The focus of this Article is the creation and maintenance of a jobsite environment and culture of safety designed to meet or exceed Federal, State, and local safety requirements. This Article does not address specific provisions of law. Rather, it is the intent of the author to generally define policies designed to encourage and enhance a workplace safety culture.
WHO’S RESPONSIBLE FOR SAFETY?
Identifying those persons responsible for safety and recognizing this obligation is very important, critical to creating and maintaining a culture of safety.
The Contractor Has a Legal Responsibility for Providing a Safe Workplace.
Project managers, supervisors, foremen, etc., are responsible for the day to day jobsite safety.
Safety representative(s) should be designated to monitor the success of the overall safety process.
What is the Responsibility of the Employee?
Each Employee is primarily responsible for following the safety policies and procedures established by the Contractor.
WHO IS RESPONSIBLE FOR OSHA VIOLATIONS?
In the event of an accident involving an OSHA violation, or identification of an OSHA violation on a jobsite, it is important to be prepared to properly respond to an OSHA investigation.
Be Prepared to Answer the Following Questions:
Who created the hazard?
Whose employees were exposed?
Who was responsible for correcting the hazard?
Who was responsible for controlling the hazard?
STRATEGIES FOR MAINTAINING SITE SAFETY
Planning ahead and maintaining strict discipline in enforcing safety programs and policies is very important.
Senior Management’s Responsibility:
Assumes Primary Responsibility for the Safety Program
Establishes a Safety Philosophy
Develops Safety Policies and Procedures
Establishes Safety Goals and Objectives
Gives Safety Authority and Accountability to Supervisors
Holds the Management/Supervisor Team Responsible for Employee Safety
Creates an Expectation for Employees to Follow Safety Policies and Procedures
Toolbox Safety Briefings – Conduct Them Formally and Make Them Important to Each Employee
Formal Safety Training Should be Detailed, Thorough, and Relevant
On the Job Training Should be Monitored
All Employees Should Understand the Safety Training or Message
ALL Training Should be Documented
ESTABLISH A SAFETY CULTURE
Competent supervision is very important in developing a culture of safety.
Legally Responsible for Workplace Safety
Team’s Safety Must be Top Priority
Each Shift Should Begin with a Safety Message
ALL Safety Concerns Raised Should be Addressed
EVERYONE on the jobsite Must Understand and Follow the Safety Rules
Any safety program should include a strictly enforced site inspection and hazard assessment program strictly adhered to on a daily basis and contemporaneously documented.
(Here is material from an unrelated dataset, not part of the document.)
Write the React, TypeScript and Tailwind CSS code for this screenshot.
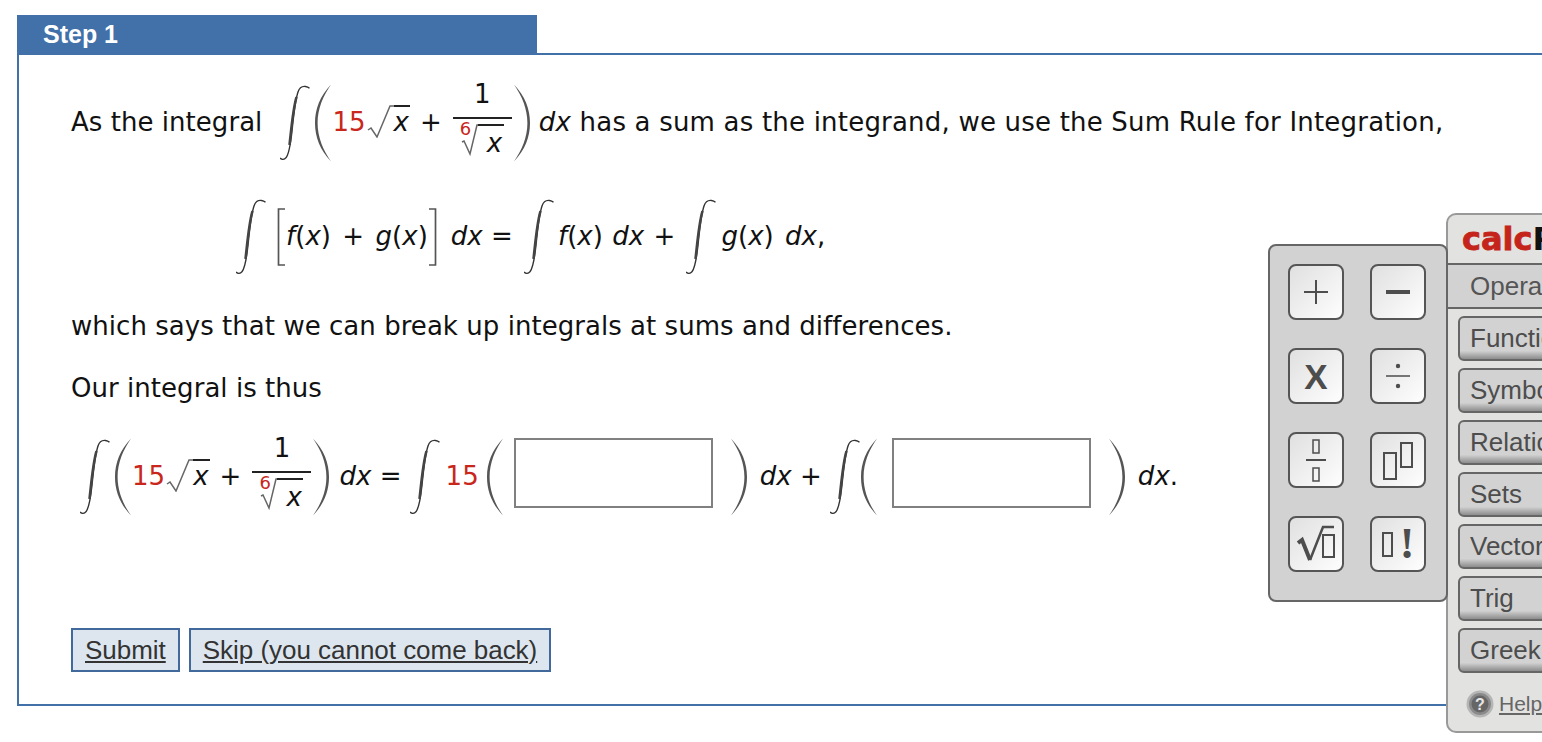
import type { ReactNode } from 'react'

const Integral = () => (
  <svg width="30" height="76" viewBox="0 0 30 76" fill="none" className="shrink-0">
    <path d="M0 73c1.500 2 4.500 1.700 6-.3C9 69 10.500 60 12 46c1.500-15 3-30 6-39C19.500 2.500 22 1 25.500 1.500c1.500.2 3 .9 4 1.800" stroke="#333" strokeWidth="1.400" />
    <path d="M9.500 60c1.500-12 3-34 7-48" stroke="#444" strokeWidth="2.600" />
  </svg>
)

const Paren = ({ right = false }: { right?: boolean }) => (
  <svg width="18" height="78" viewBox="0 0 18 78" className={right ? 'shrink-0 -scale-x-100' : 'shrink-0'}>
    <path d="M17 .5C6 12 1 25 1 39s5 27 16 38.500C9 66 3.600 53 3.600 39S9 12 17 .5z" fill="#555" />
  </svg>
)

const Bracket = ({ right = false }: { right?: boolean }) => (
  <svg width="9" height="58" viewBox="0 0 9 58" fill="none" className={right ? 'shrink-0 -scale-x-100' : 'shrink-0'}>
    <path d="M8 1H1.500v56H8" stroke="#555" strokeWidth="1.700" />
  </svg>
)

const Sqrt = () => (
  <span className="flex items-start self-start mt-[21px]">
    <svg width="27" height="33" viewBox="0 0 27 33" fill="none" className="shrink-0">
      <path d="M1 25l3-2 6 9L23 1h4" stroke="#666" strokeWidth="1.500" />
    </svg>
    <span className="border-t-2 border-[#222] leading-[31px] italic pr-[1px]">x</span>
  </span>
)

const Fraction = () => (
  <span className="flex flex-col items-center w-[59px] h-[78px] shrink-0">
    <span className="h-[33px] leading-[21px]">1</span>
    <span className="w-full h-[2px] bg-[#222] shrink-0" />
    <span className="relative flex items-start">
      <span className="absolute -left-[1px] top-[1px] text-[18px] leading-[18px] text-[#c9261c]">6</span>
      <svg width="17" height="32" viewBox="0 0 17 32" fill="none" className="shrink-0 mt-[5px]">
        <path d="M1 18l2-1 6 13L16 1h1" stroke="#666" strokeWidth="1.500" />
      </svg>
      <span className="mt-[5px] w-[26px] border-t-2 border-[#222] leading-[34px] italic pl-[9px]">x</span>
    </span>
  </span>
)

const Integrand = () => (
  <span className="flex items-center ml-[4px]">
    <Paren />
    <span className="text-[#c9261c] mr-[1px] mb-[2px]">15</span>
    <Sqrt />
    <span className="ml-[10px] mr-[11px] mb-[2px]">+</span>
    <Fraction />
    <span className="ml-[1px]"><Paren right /></span>
  </span>
)

const AnswerBox = ({ label }: { label: string }) => (
  <input aria-label={label} className="self-start w-[199px] h-[70px] border-2 border-[#808080] bg-white shrink-0" />
)

const Tile = ({ children }: { children: ReactNode }) => (
  <div className="w-[56px] h-[56px] rounded-[8px] border-2 border-[#555] bg-gradient-to-br from-[#e0e0e0] to-[#fefefe] flex items-center justify-center text-[#4d4d4d]">
    {children}
  </div>
)

const Glyph = ({ children }: { children: ReactNode }) => (
  <svg width="52" height="52" viewBox="0 0 52 52" fill="none" stroke="#4d4d4d" strokeWidth="2">
    {children}
  </svg>
)

const menu = ['Functions', 'Symbols', 'Relations', 'Sets', 'Vectors', 'Trig', 'Greek']

function CalcPad() {
  return (
    <div className="absolute left-[1268px] top-[213px] flex items-start font-['Liberation_Sans',sans-serif]">
      <div className="relative z-10 mt-[31px] w-[180px] h-[358px] bg-[#d2d2d2] border-2 border-[#666] rounded-[8px] grid grid-cols-[56px_56px] gap-x-[26px] gap-y-[28px] content-start pl-[18px] pt-[18px]">
        <Tile>
          <Glyph><path d="M26 14v24M14 26h24" /></Glyph>
        </Tile>
        <Tile>
          <Glyph><path d="M14 26h24" strokeWidth="4" /></Glyph>
        </Tile>
        <Tile>
          <span className="font-bold text-[35px] leading-none">X</span>
        </Tile>
        <Tile>
          <Glyph>
            <path d="M14 26h24" strokeWidth="1.500" />
            <circle cx="26" cy="16" r="2.200" fill="#4d4d4d" stroke="none" />
            <circle cx="26" cy="36" r="2.200" fill="#4d4d4d" stroke="none" />
          </Glyph>
        </Tile>
        <Tile>
          <Glyph>
            <rect x="23" y="6" width="6" height="13" strokeWidth="1.500" />
            <path d="M16 26h20" />
            <rect x="23" y="34" width="6" height="13" strokeWidth="1.500" />
          </Glyph>
        </Tile>
        <Tile>
          <Glyph>
            <rect x="12" y="19" width="12" height="26" />
            <rect x="29" y="9" width="11" height="24" />
          </Glyph>
        </Tile>
        <Tile>
          <Glyph>
            <path d="M8 25l4-3 8 20" strokeWidth="4" />
            <path d="M20 42L33 9h11" strokeWidth="2.500" />
            <rect x="33" y="17" width="11" height="22" />
          </Glyph>
        </Tile>
        <Tile>
          <span className="flex items-center gap-[7px]">
            <span className="w-[11px] h-[25px] border-2 border-[#4d4d4d]" />
            <span className="font-['Liberation_Serif',serif] font-bold text-[44px] leading-none">!</span>
          </span>
        </Tile>
      </div>
      <div className="-ml-[2px] w-[150px] h-[520px] flex flex-col">
        <div className="h-[50px] shrink-0 bg-[#e2e2e0] border-2 border-b-0 border-r-0 border-[#999] rounded-tl-[10px] pl-[14px] flex items-center font-['DejaVu_Sans',sans-serif] font-bold text-[32px] leading-none [-webkit-text-stroke:0.8px_#c4241a] whitespace-nowrap">
          <span className="text-[#c4241a]">calc</span>
          <span className="text-[#111] [-webkit-text-stroke:0px]">Pad</span>
        </div>
        <div className="h-[44px] shrink-0 border-t-2 border-[#666] bg-[#d2d2d2] pl-[24px] flex items-center text-[26px] text-[#555]">
          Operations
        </div>
        <div className="flex-1 bg-[#e2e2e0] border-t-2 border-l-2 border-b-2 border-t-[#666] border-l-[#999] border-b-[#999] rounded-bl-[10px] pl-[10px] pt-[7px] flex flex-col gap-[7px]">
          {menu.map((item) => (
            <div
              key={item}
              className="h-[45px] shrink-0 border-2 border-[#666] rounded-[6px] bg-gradient-to-b from-[#d2d2d2] from-80% to-[#8d8d8d] pl-[10px] flex items-center text-[26px] text-[#4d4d4d] whitespace-nowrap"
            >
              {item}
            </div>
          ))}
          <div className="flex items-center gap-[5px] pl-[8px] mt-[8px] text-[21px] text-[#666]">
            <svg width="28" height="28" viewBox="0 0 28 28">
              <circle cx="14" cy="14" r="13.500" fill="#b5b5b5" />
              <circle cx="14" cy="14" r="11" fill="#8a8a8a" />
              <circle cx="14" cy="14" r="8.500" fill="#666" />
              <text x="14" y="20" textAnchor="middle" fontSize="16" fontWeight="bold" fill="#e8e8e8" fontFamily="Liberation Sans">?</text>
            </svg>
            <span className="underline">Help</span>
          </div>
        </div>
      </div>
    </div>
  )
}

export default function App() {
  return (
    <div className="relative w-screen h-[742px] overflow-hidden bg-white pl-[17px] pt-[15px]">
      <div className="w-[520px] h-[40px] bg-[#4270a8] text-white font-['Liberation_Sans',sans-serif] font-bold text-[25px] leading-[38px] pl-[26px]">
        Step 1
      </div>
      <div className="w-[1600px] h-[653px] -mt-[2px] border-2 border-[#4270a8] pl-[52px] font-['DejaVu_Sans',sans-serif] text-[26px] tracking-[0.04px] text-[#111]">
        {/* first sentence */}
        <div className="flex items-center h-[78px] mt-[29px] whitespace-nowrap">
          <span className="mr-[18px] mb-[2px]">As the integral</span>
          <Integral />
          <Integrand />
          <span className="ml-[8px] mb-[2px] tracking-[0.2px]"><i>dx</i> has a sum as the integrand, we use the Sum Rule for Integration,</span>
        </div>
        {/* sum rule */}
        <div className="flex items-center h-[76px] mt-[37px] pl-[165px] whitespace-nowrap">
          <Integral />
          <span className="ml-[11px]"><Bracket /></span>
          <span className="mb-[2px] [word-spacing:3px]"><i>f</i>(<i>x</i>) + <i>g</i>(<i>x</i>)</span>
          <Bracket right />
          <span className="ml-[14px] mb-[2px]"><i>dx</i> =</span>
          <span className="ml-[11px]"><Integral /></span>
          <span className="ml-[4px] mb-[2px] [word-spacing:1px]"><i>f</i>(<i>x</i>) <i>dx</i> +</span>
          <span className="ml-[11px]"><Integral /></span>
          <span className="ml-[5px] mb-[2px] [word-spacing:3px]"><i>g</i>(<i>x</i>) <i>dx</i>,</span>
        </div>
        <p className="mt-[33px] leading-[36px]">which says that we can break up integrals at sums and differences.</p>
        <p className="mt-[26px] leading-[36px]">Our integral is thus</p>
        {/* answer line */}
        <div className="flex items-center h-[78px] mt-[32px] pl-[9px] whitespace-nowrap">
          <Integral />
          <Integrand />
          <span className="ml-[9px] mb-[2px]"><i>dx</i> =</span>
          <span className="ml-[8px]"><Integral /></span>
          <span className="ml-[6px] mb-[2px] text-[#c9261c]">15</span>
          <span className="ml-[7px] mr-[10px]"><Paren /></span>
          <AnswerBox label="first integrand" />
          <span className="ml-[17px]"><Paren right /></span>
          <span className="ml-[12px] mb-[2px]"><i>dx</i> +</span>
          <span className="ml-[8px]"><Integral /></span>
          <Paren />
          <span className="ml-[14px] self-start"><AnswerBox label="second integrand" /></span>
          <span className="ml-[17px]"><Paren right /></span>
          <span className="ml-[12px] mb-[2px]"><i>dx</i>.</span>
        </div>
        {/* actions */}
        <div className="flex gap-[9px] mt-[112px] font-['Liberation_Sans',sans-serif] tracking-[-0.03px] text-[#333]">
          <button className="h-[44px] px-[12px] border-2 border-[#41699c] bg-[#dde6ef] underline">Submit</button>
          <button className="h-[44px] px-[12px] border-2 border-[#41699c] bg-[#dde6ef] underline">Skip (you cannot come back)</button>
        </div>
      </div>
      <CalcPad />
    </div>
  )
}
Site Inspection/Hazard Assessment:
Identify, Assess and Control Safety and Health Hazards
Ensure Worksite Safety Inspections are Performed Daily
Formal Inspections (written checklist)
Informal Inspections (visual)
Results Should be Shared Immediately with the Foremen and/or Employees
Immediate Action to Correct any Unsafe Condition or Behavior Should be Taken
Employees Should be Encouraged to Report Unsafe Conditions or Acts
(Never Shoot the Messenger)
Tools and Equipment Should be Inspected Before Each Use
ESTABLISH A SAFETY INCIDENT PROCESS
Listen to Employee Concerns
Actively Investigate All Incidents, Accidents, or Near Misses
Employees Should be Provided “Stop Work Authority”
ESTABLISH A FEEDBACK PROCESS
Give Recognition for Feedback
Be Specific When Praising an Employee for Feedback
Give Praise Publicly, but Give Criticism in Private
Every jobsite can be a safe site. However, a failure to plan is a plan for failure. Safety on the jobsite starts well before the appearance of the Contractor on the site. Creating safety programs strictly enforced by knowledgeable supervisors on the site will go far to make accidents and work interruptions less frequent, resulting in substantially increased productivity.